(Records from a collection)
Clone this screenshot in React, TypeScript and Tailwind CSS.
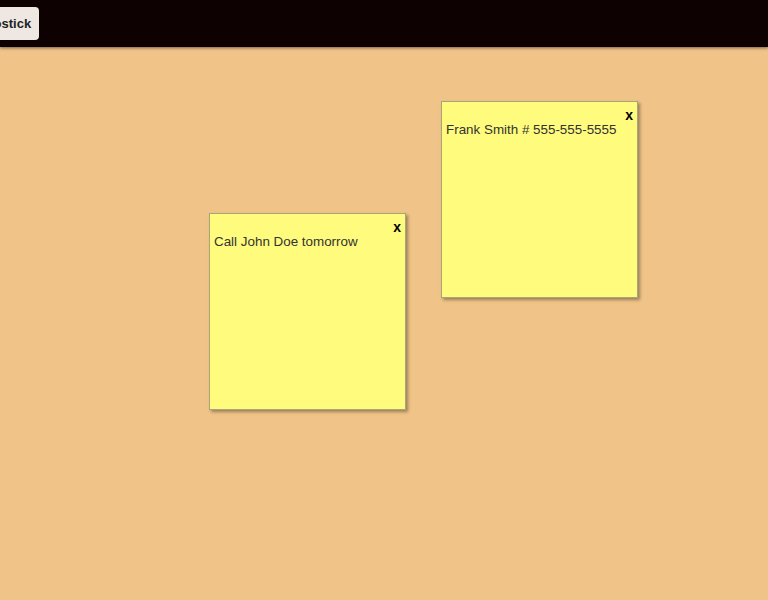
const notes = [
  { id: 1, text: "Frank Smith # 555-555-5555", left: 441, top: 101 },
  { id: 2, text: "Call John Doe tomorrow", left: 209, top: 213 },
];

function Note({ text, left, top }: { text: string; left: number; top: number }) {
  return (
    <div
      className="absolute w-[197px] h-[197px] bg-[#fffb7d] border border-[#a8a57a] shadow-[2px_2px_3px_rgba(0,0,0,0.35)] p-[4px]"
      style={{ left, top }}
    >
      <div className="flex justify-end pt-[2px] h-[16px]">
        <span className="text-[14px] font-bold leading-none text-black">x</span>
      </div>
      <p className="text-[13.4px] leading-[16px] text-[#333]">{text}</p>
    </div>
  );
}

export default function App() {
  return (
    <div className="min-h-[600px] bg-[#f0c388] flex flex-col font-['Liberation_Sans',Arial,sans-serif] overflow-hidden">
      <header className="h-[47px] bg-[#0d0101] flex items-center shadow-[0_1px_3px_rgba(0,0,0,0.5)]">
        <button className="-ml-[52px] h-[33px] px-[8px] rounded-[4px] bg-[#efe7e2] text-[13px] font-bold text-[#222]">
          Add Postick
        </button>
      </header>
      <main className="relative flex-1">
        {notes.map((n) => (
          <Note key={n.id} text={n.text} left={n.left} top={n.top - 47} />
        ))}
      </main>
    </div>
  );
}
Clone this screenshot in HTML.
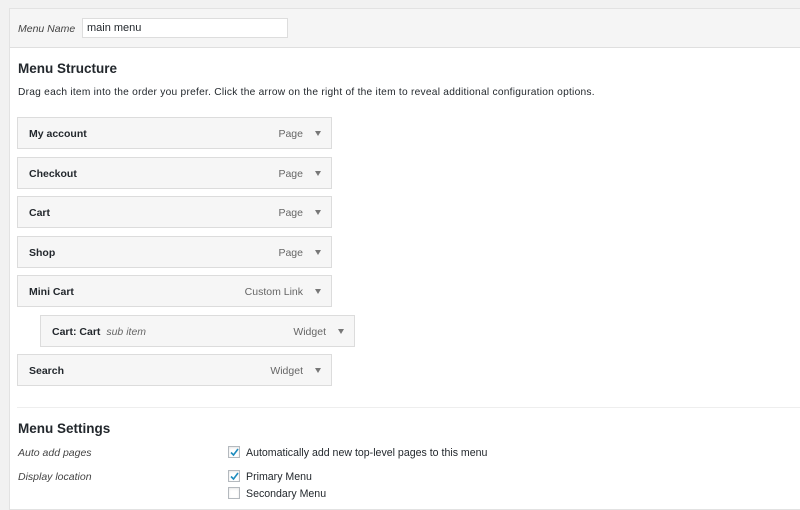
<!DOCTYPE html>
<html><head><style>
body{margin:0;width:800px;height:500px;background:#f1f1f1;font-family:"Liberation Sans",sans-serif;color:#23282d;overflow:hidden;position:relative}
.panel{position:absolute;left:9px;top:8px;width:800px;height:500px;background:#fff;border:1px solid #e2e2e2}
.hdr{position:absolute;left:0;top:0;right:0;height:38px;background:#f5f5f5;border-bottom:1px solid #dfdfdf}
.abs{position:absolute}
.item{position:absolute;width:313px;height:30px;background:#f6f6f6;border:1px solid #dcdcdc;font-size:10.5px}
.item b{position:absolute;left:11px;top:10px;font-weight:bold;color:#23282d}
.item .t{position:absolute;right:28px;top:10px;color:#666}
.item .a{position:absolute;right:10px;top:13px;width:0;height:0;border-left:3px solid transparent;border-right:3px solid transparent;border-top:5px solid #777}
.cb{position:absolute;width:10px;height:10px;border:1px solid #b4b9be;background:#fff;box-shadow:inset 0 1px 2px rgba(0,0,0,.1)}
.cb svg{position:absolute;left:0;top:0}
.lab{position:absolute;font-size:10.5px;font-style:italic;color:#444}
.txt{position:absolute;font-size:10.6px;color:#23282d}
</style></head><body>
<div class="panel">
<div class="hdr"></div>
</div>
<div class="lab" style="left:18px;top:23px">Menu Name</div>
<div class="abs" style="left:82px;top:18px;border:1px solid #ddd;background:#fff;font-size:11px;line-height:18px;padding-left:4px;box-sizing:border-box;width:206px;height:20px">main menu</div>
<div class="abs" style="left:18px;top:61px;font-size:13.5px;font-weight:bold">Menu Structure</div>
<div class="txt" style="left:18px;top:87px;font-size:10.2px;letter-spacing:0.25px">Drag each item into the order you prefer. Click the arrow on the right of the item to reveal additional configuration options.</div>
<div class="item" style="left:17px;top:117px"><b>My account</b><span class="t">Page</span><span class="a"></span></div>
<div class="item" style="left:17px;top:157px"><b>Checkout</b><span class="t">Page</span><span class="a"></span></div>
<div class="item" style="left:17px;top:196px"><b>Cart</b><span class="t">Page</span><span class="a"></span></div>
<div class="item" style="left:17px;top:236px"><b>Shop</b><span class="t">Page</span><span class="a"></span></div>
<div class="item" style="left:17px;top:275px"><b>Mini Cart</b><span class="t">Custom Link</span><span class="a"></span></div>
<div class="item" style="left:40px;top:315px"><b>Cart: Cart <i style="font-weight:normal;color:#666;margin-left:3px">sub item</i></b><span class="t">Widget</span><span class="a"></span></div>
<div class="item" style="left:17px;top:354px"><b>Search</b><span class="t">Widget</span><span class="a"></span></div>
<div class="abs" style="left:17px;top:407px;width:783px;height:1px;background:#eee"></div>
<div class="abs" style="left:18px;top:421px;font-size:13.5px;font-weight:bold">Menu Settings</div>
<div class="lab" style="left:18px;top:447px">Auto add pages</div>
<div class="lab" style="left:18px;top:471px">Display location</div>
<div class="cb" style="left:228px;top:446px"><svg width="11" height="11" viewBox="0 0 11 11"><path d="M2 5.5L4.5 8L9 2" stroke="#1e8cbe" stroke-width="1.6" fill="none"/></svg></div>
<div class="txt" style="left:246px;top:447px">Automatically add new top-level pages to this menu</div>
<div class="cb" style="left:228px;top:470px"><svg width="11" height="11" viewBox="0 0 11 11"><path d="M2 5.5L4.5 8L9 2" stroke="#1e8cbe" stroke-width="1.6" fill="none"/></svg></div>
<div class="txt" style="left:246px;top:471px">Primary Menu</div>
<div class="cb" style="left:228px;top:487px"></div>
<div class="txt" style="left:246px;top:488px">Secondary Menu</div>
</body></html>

__Goal__:
From the listing above, copy all lines holding the word "this".

__Written solution__:
Clone this screenshot in React, TypeScript and Tailwind CSS.
Clone this screenshot in HTML.
<div class="txt" style="left:246px;top:447px">Automatically add new top-level pages to this menu</div>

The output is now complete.